5e test : générer une série de diapositives
Manus propose également depuis peu la création d'une série de diapositives structurées à partir d'une simple invite. Cela peut être très intéressant à utiliser dans le cadre professionnel. Pour cela, il est possible de lui fournir directement un fichier. Prenez soin de ne pas y mentionner d'informations sensibles. Grâce au RAG, Manus peut sortir un document très intéressant.
Pour un autre de nos tests, nous nous appuyons sur les connaissances tirées d'Internet. Le prompt : "Je suis un formateur et consultant Qualiopi. Dans le cadre de la formation que je dispense, crée un cours basé sur des diapositives claires et pédagogiques expliquant l'intérêt de passer la certification Qualiopi. Cela doit permettre de faire comprendre facilement les avantages de celle-ci. Les couleurs dominantes des diapositives sont le bleu, le jaune et le rouge."
En seulement quelques minutes, Manus fournit un document exploitable (voir ici). Les informations demeurent toutefois à vérifier. On note la présence de logos, schémas, graphiques, ou de citations qui facilitent la lecture du document. Il est bien structuré. La répartition des couleurs est discutable, elle peut être améliorée dans le prompt.
6e test : créer un podcast
Manus peut aussi créer un podcast à partir d'un script. Nous lui avons par exemple demandé de réaliser un podcast de l'article "Tutoriel : comment automatiser Google Chrome avec Nanobrowser et Gemini." Pour créer le fichier audio demandé, Manus analyse l'article, résume la structure et rédige le script. Il est possible de choisir entre une voix féminine ou masculine pour dicter le texte.
Le résultat généré est plutôt bon. Le ton de la voix, la diction et la tonalité sont assez convaincants. Quelques bémols : la prononciation de certains mots, en anglais notamment, laisse à désirer, tout comme le côté verbeux et technophile du texte généré.
7e test : générer une vidéo avec commentaires
La création d'une vidéo avec une voix off constitue également une possibilité de Manus. Nous lui avons par exemple soumis ce prompt : "Réalise une vidéo de cet article "Tutoriel : comment automatiser Google Chrome avec Nanobrowser et Gemini". Elle prendra la forme d'une vidéo journalistique reprenant les grandes sections de l'article. Illustre-la avec des images en lien avec la voix-off. Ces images doivent si possible changer toutes les 2 à 4 secondes environ. Elles doivent être pertinentes, variées et ne jamais être les mêmes. Tu peux utiliser les images et des extraits de vidéo de l'article. La vidéo doit durer moins de 4 minutes."
La vidéo générée possède les mêmes caractéristiques au niveau du texte que le podcast créé. Malheureusement, les images ne sont pas toujours pertinentes avec le texte lu, et leur qualité n'est pas toujours optimale.

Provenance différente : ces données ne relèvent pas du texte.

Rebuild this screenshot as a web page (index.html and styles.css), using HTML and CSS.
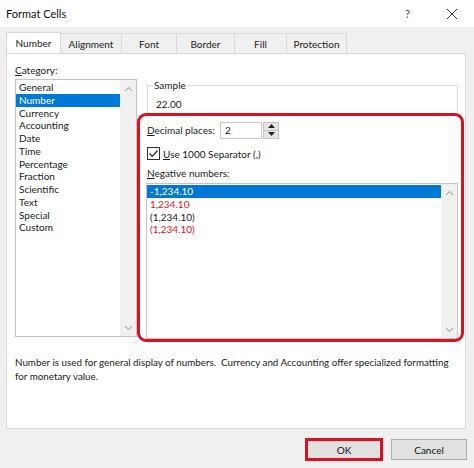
FILE: index.html
```html
<!DOCTYPE html>
<html lang="en">
<head>
<meta charset="utf-8">
<title>Format Cells</title>
<link rel="stylesheet" href="styles.css">
</head>
<body>
<div class="window">
  <div class="titlebar">
    <span class="title">Format Cells</span>
    <span class="help">?</span>
    <svg class="close" width="12" height="12" viewBox="0 0 12 12"><path d="M1 1 L11 11 M11 1 L1 11" stroke="#333" stroke-width="1" fill="none"/></svg>
  </div>

  <div class="tabs">
    <div class="tab active">Number</div>
    <div class="tab">Alignment</div>
    <div class="tab">Font</div>
    <div class="tab">Border</div>
    <div class="tab">Fill</div>
    <div class="tab">Protection</div>
  </div>

  <div class="panel">
    <div class="columns">
      <div class="col-left">
        <div class="label"><u>C</u>ategory:</div>
        <div class="listbox cat-list">
          <div class="items">
            <div class="item">General</div>
            <div class="item selected">Number</div>
            <div class="item">Currency</div>
            <div class="item">Accounting</div>
            <div class="item">Date</div>
            <div class="item">Time</div>
            <div class="item">Percentage</div>
            <div class="item">Fraction</div>
            <div class="item">Scientific</div>
            <div class="item">Text</div>
            <div class="item">Special</div>
            <div class="item">Custom</div>
          </div>
          <div class="scrollbar">
            <svg width="9" height="6" viewBox="0 0 9 6"><polyline points="1,5 4.5,1.5 8,5" fill="none" stroke="#b4b4b4" stroke-width="1.2"/></svg>
            <svg width="9" height="6" viewBox="0 0 9 6"><polyline points="1,1 4.5,4.5 8,1" fill="none" stroke="#b4b4b4" stroke-width="1.2"/></svg>
          </div>
        </div>
      </div>

      <div class="col-right">
        <fieldset class="sample">
          <legend>Sample</legend>
          <div class="sample-value">22.00</div>
        </fieldset>

        <div class="options">
          <div class="row decimal-row">
            <span class="row-label"><u>D</u>ecimal places:</span>
            <div class="spin">
              <div class="spin-input">2</div>
              <div class="spin-buttons">
                <div class="spin-btn"><svg width="7" height="4" viewBox="0 0 7 4"><polygon points="0,4 3.5,0 7,4" fill="#222"/></svg></div>
                <div class="spin-btn"><svg width="7" height="4" viewBox="0 0 7 4"><polygon points="0,0 3.5,4 7,0" fill="#222"/></svg></div>
              </div>
            </div>
          </div>

          <div class="row check-row">
            <span class="checkbox"><svg width="11" height="11" viewBox="0 0 11 11"><polyline points="1.5,5.5 4.2,8.3 9.5,2.5" fill="none" stroke="#222" stroke-width="1.2"/></svg></span>
            <span class="check-label"><u>U</u>se 1000 Separator (,)</span>
          </div>

          <div class="label neg-label"><u>N</u>egative numbers:</div>

          <div class="listbox neg-list">
            <div class="items">
              <div class="item selected">-1,234.10</div>
              <div class="item red">1,234.10</div>
              <div class="item">(1,234.10)</div>
              <div class="item red">(1,234.10)</div>
            </div>
            <div class="scrollbar">
              <svg width="9" height="6" viewBox="0 0 9 6"><polyline points="1,5 4.5,1.5 8,5" fill="none" stroke="#b4b4b4" stroke-width="1.2"/></svg>
              <svg width="9" height="6" viewBox="0 0 9 6"><polyline points="1,1 4.5,4.5 8,1" fill="none" stroke="#b4b4b4" stroke-width="1.2"/></svg>
            </div>
          </div>

          <div class="annotation"></div>
        </div>
      </div>
    </div>

    <p class="description">Number is used for general display of numbers.&nbsp; Currency and Accounting offer specialized formatting<br>for monetary value.</p>
  </div>

  <div class="buttons">
    <button class="btn ok">OK</button>
    <button class="btn">Cancel</button>
  </div>
</div>
</body>
</html>
```

FILE: styles.css
```css
* { box-sizing: border-box; }

html, body {
  margin: 0;
  padding: 0;
}

body {
  width: 474px;
  height: 468px;
  background: #f0f0f0;
  font-family: "Lato", "Noto Sans", "Liberation Sans", sans-serif;
  font-size: 10px;
  color: #1a1a1a;
  overflow: hidden;
}

.window {
  width: 474px;
  height: 468px;
  display: flex;
  flex-direction: column;
}

/* title bar */
.titlebar {
  height: 27px;
  background: #fff;
  display: flex;
  align-items: center;
  padding-left: 6px;
}

.title {
  font-size: 11px;
  color: #111;
  flex: 1;
}

.help {
  font-size: 11px;
  color: #444;
  margin-right: 36px;
}

.close {
  margin-right: 16px;
}

/* tabs */
.tabs {
  margin-top: 6px;
  padding-left: 6px;
  display: grid;
  grid-template-columns: 55px 61px 55px 58px 52px 60px;
  height: 20px;
  position: relative;
  z-index: 1;
}

.tab {
  height: 20px;
  border: 1px solid #d9d9d9;
  border-left: none;
  border-bottom: none;
  display: flex;
  align-items: center;
  justify-content: center;
  color: #222;
  background: #f0f0f0;
}

.tab.active {
  background: #fff;
  border-left: 1px solid #d9d9d9;
  height: 21px;
  margin-top: -1px;
}

/* main panel */
.panel {
  margin: 0 8px 0 6px;
  height: 376px;
  background: #fff;
  border: 1px solid #d9d9d9;
  padding: 10px 7px 0 8px;
}

.columns {
  display: grid;
  grid-template-columns: 122px 312px;
  column-gap: 9px;
}

.label {
  line-height: 13px;
  height: 13px;
}

.listbox {
  border: 1px solid #c4c4c4;
  display: flex;
  background: #fff;
}

.items {
  flex: 1;
  padding-top: 1px;
}

.item {
  height: 12.75px;
  line-height: 12.75px;
  padding-left: 3px;
  white-space: nowrap;
}

.item.selected {
  background: #0078d7;
  color: #fff;
}

.item.red {
  color: #e8111c;
}

.scrollbar {
  width: 16px;
  background: #f0f0f0;
  display: flex;
  flex-direction: column;
  justify-content: space-between;
  align-items: center;
  padding: 6px 0 5px;
}

.cat-list {
  margin-top: 2px;
  height: 258px;
}

/* right column */
.col-right {
  display: flex;
  flex-direction: column;
}

.sample {
  margin: 15px 0 0 1px;
  padding: 0 0 2px 8px;
  border: 1px solid #dcdcdc;
  min-width: 0;
}

.sample legend {
  padding: 0 1px;
  margin-left: -3px;
  line-height: 13px;
  color: #222;
}

.sample-value {
  line-height: 13px;
  padding-top: 6px;
}

.options {
  position: relative;
  display: flex;
  flex-direction: column;
}

.row {
  display: flex;
  align-items: center;
  margin-left: 1px;
}

.decimal-row {
  margin-top: 7px;
  height: 18px;
}

.row-label {
  width: 73px;
}

.spin {
  display: flex;
  height: 17px;
}

.spin-input {
  width: 42px;
  height: 17px;
  border: 1px solid #c8c8c8;
  padding-left: 4px;
  line-height: 15px;
}

.spin-buttons {
  width: 16px;
  display: flex;
  flex-direction: column;
  margin-left: 1px;
}

.spin-btn {
  flex: 1;
  background: #e5e5e5;
  border: 1px solid #c4c4c4;
  display: flex;
  align-items: center;
  justify-content: center;
}

.spin-btn + .spin-btn {
  border-top: none;
}

.check-row {
  margin-top: 8px;
  height: 13px;
}

.checkbox {
  width: 13px;
  height: 13px;
  border: 1px solid #333;
  display: flex;
  align-items: center;
  justify-content: center;
  margin-right: 3px;
}

.neg-label {
  margin-top: 7px;
  margin-left: 1px;
}

.neg-list {
  margin-top: 3px;
  height: 156px;
}

/* red annotation frame drawn over the options */
.annotation {
  position: absolute;
  top: -1px;
  left: -9px;
  right: -6px;
  bottom: -3px;
  border: 3px solid #dc1020;
  border-radius: 9px;
  pointer-events: none;
}

.description {
  margin: 17px 0 0 0;
  line-height: 13.5px;
  font-size: 9.8px;
  color: #222;
}

/* buttons */
.buttons {
  display: flex;
  justify-content: flex-end;
  gap: 9px;
  padding-right: 7px;
  margin-top: 10px;
}

.btn {
  width: 76px;
  height: 21px;
  background: #e1e1e1;
  border: 1px solid #adadad;
  font-family: inherit;
  font-size: 10px;
  color: #111;
  padding: 0;
}

.btn.ok {
  outline: 3px solid #dc1020;
  outline-offset: -2px;
}
```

Attention aux données partagées
Malgré toutes ces prouesses ou potentialités, certaines limites apparaissent chez Manus. Si l'autonomie et la latence se révèlent souvent satisfaisants, le problème vient plutôt de la sécurité des données. Les agents de navigations qui s'exécutent à distance dans le cloud peuvent potentiellement avoir un comportement inapproprié ou fuiter des données. Egalement, la manipulation de plateformes en ligne pose question. Signalons que, d'après nos essais, Manus n'a pas pu entrer dans des sites payants, même si les possibilités de l'outil pourraient mettre à mal plus d'un paywall.

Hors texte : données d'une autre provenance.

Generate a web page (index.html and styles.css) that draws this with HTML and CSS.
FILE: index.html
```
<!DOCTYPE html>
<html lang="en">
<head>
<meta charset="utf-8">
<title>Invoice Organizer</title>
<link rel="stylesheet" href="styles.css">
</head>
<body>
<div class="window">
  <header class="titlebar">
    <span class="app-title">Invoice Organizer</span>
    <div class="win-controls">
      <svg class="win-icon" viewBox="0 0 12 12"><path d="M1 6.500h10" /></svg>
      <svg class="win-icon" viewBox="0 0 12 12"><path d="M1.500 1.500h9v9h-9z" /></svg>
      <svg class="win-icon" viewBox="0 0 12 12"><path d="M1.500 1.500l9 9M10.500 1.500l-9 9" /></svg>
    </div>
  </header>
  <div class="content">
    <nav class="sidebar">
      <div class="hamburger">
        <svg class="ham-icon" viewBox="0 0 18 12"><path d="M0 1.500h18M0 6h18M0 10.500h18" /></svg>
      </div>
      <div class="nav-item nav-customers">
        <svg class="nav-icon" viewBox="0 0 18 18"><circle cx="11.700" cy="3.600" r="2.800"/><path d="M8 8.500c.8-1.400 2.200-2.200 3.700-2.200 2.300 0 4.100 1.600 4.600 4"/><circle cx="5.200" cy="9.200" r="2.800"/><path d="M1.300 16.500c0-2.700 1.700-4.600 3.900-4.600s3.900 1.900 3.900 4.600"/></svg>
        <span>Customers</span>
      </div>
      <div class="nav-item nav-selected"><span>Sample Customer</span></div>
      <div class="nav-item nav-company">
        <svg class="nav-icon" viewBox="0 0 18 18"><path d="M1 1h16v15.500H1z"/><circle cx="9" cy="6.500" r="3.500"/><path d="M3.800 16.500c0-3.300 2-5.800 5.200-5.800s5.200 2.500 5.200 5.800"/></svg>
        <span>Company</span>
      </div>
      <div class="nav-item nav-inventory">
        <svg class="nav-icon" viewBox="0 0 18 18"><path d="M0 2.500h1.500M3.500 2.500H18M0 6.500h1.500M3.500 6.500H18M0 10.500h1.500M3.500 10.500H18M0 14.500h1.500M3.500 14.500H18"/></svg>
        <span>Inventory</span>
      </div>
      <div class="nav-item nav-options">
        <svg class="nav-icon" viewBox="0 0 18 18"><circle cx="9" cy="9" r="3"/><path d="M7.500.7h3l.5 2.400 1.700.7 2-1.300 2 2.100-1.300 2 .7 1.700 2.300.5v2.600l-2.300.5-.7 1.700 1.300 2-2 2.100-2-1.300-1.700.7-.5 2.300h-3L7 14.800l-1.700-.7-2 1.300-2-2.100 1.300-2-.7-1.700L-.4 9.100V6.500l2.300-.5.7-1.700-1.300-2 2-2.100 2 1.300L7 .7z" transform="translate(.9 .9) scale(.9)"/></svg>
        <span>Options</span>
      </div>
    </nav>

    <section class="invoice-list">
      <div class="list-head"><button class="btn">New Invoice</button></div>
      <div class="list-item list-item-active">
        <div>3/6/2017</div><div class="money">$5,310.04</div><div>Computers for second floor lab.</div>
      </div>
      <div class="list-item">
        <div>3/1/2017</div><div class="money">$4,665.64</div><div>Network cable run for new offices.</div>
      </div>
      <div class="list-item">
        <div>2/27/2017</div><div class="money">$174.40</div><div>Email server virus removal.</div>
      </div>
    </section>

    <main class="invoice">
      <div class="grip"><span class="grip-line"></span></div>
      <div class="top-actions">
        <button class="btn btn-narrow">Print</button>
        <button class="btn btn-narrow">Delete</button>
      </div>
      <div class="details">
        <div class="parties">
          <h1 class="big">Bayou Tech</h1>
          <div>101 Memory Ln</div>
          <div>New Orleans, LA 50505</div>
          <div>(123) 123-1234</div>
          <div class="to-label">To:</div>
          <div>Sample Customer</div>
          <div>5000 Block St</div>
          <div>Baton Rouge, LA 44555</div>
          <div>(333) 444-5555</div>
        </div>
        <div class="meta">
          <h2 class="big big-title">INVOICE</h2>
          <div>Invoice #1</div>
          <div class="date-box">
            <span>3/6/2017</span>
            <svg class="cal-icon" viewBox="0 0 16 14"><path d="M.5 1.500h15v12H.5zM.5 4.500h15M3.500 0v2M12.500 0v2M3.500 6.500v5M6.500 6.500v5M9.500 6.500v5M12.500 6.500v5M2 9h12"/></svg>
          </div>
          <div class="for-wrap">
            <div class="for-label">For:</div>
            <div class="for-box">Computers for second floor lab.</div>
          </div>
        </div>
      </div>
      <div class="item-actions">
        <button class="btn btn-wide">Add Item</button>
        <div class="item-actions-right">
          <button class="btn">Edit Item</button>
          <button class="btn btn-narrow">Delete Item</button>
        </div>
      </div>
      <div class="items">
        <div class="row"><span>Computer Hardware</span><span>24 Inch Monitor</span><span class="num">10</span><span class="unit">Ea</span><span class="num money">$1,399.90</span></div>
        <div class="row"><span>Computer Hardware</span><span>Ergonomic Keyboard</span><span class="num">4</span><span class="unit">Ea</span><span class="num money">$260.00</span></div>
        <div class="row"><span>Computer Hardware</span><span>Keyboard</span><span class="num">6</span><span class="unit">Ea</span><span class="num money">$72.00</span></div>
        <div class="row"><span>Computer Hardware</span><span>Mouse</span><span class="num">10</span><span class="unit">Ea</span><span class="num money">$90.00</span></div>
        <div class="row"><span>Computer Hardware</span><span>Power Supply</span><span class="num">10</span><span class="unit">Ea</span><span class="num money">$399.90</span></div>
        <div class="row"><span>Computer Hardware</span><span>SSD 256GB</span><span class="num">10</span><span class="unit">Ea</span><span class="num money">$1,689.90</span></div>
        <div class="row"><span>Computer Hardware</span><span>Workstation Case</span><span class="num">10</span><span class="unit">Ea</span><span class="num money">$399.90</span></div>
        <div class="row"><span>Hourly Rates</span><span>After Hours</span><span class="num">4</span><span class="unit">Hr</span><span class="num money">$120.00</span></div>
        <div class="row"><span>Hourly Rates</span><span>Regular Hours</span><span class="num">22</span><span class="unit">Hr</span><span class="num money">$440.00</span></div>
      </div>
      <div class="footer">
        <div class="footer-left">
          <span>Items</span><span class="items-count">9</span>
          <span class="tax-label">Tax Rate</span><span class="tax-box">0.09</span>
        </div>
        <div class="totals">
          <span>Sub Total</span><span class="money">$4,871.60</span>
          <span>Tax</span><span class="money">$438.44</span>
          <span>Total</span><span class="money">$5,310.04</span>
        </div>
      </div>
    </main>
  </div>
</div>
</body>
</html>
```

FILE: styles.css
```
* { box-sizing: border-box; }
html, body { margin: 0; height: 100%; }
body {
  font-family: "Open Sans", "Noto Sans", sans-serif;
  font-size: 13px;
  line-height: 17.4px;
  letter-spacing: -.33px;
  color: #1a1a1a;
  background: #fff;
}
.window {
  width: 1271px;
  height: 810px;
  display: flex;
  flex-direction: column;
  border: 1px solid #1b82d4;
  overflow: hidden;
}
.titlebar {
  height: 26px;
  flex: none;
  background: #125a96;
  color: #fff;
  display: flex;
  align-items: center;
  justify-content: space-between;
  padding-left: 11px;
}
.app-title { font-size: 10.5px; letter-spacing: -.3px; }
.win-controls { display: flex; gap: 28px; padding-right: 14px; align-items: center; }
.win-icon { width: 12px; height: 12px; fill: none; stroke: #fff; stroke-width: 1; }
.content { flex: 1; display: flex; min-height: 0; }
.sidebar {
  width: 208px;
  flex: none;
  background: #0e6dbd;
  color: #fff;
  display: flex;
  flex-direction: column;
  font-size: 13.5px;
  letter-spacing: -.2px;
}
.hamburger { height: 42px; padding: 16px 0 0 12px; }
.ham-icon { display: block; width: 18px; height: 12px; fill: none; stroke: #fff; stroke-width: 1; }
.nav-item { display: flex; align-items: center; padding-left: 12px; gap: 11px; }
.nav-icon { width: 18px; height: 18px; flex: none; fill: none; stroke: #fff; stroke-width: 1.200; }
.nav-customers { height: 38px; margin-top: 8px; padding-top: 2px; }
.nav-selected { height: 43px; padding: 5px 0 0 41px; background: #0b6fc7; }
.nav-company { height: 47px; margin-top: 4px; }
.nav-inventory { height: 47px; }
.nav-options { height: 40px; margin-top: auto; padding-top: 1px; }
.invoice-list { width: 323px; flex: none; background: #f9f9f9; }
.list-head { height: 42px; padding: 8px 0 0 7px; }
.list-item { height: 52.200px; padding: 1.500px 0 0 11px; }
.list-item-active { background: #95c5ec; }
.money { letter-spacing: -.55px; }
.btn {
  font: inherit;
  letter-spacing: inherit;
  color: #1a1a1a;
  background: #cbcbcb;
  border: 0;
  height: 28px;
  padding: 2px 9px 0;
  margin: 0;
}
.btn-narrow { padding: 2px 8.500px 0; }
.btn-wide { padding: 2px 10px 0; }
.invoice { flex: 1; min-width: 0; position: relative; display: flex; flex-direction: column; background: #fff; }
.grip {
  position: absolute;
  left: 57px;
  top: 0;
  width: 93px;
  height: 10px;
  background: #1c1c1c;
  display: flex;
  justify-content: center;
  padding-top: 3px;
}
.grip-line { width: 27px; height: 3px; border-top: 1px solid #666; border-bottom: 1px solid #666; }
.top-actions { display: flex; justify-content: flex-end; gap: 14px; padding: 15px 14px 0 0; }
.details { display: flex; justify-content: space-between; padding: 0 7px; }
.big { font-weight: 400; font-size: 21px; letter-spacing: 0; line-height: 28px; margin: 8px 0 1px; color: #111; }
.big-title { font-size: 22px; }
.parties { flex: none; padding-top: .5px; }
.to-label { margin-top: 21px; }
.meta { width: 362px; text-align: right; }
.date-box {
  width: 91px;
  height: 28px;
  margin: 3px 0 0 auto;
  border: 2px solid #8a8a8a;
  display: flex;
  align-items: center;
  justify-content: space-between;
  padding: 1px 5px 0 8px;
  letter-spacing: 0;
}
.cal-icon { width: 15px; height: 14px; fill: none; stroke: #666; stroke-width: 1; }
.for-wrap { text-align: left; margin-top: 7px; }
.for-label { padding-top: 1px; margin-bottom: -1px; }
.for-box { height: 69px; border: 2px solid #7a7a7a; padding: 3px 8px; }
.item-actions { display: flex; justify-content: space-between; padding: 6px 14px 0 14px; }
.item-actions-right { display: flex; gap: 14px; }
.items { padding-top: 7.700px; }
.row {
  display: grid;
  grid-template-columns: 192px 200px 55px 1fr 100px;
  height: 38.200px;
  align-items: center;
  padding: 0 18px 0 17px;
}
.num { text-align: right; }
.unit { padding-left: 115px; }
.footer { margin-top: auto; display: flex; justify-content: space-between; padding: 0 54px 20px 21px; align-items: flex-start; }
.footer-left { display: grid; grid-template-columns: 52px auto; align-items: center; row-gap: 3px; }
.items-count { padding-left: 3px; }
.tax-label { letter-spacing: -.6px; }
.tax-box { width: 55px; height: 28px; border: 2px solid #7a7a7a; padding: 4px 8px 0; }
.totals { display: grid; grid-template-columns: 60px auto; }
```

De plus, d'après une étude récente, des éléments provenant de la politique de confidentialité de Manus du 8 mars 2025 ne respectent que partiellement le Règlement Général sur la Protection des Données. Il n'existe par exemple aucune mention d'encadrement légal des transferts de données vers Singapour, un pays tiers ne bénéficiant pas d'une décision d'adéquation de la Commission européenne. La conservation des données, jusqu'à 6 ans, sans finalité claire, pose également souci. L'enquête déplore de plus l'absence explicite de consentement de l'utilisateur pour chaque finalité.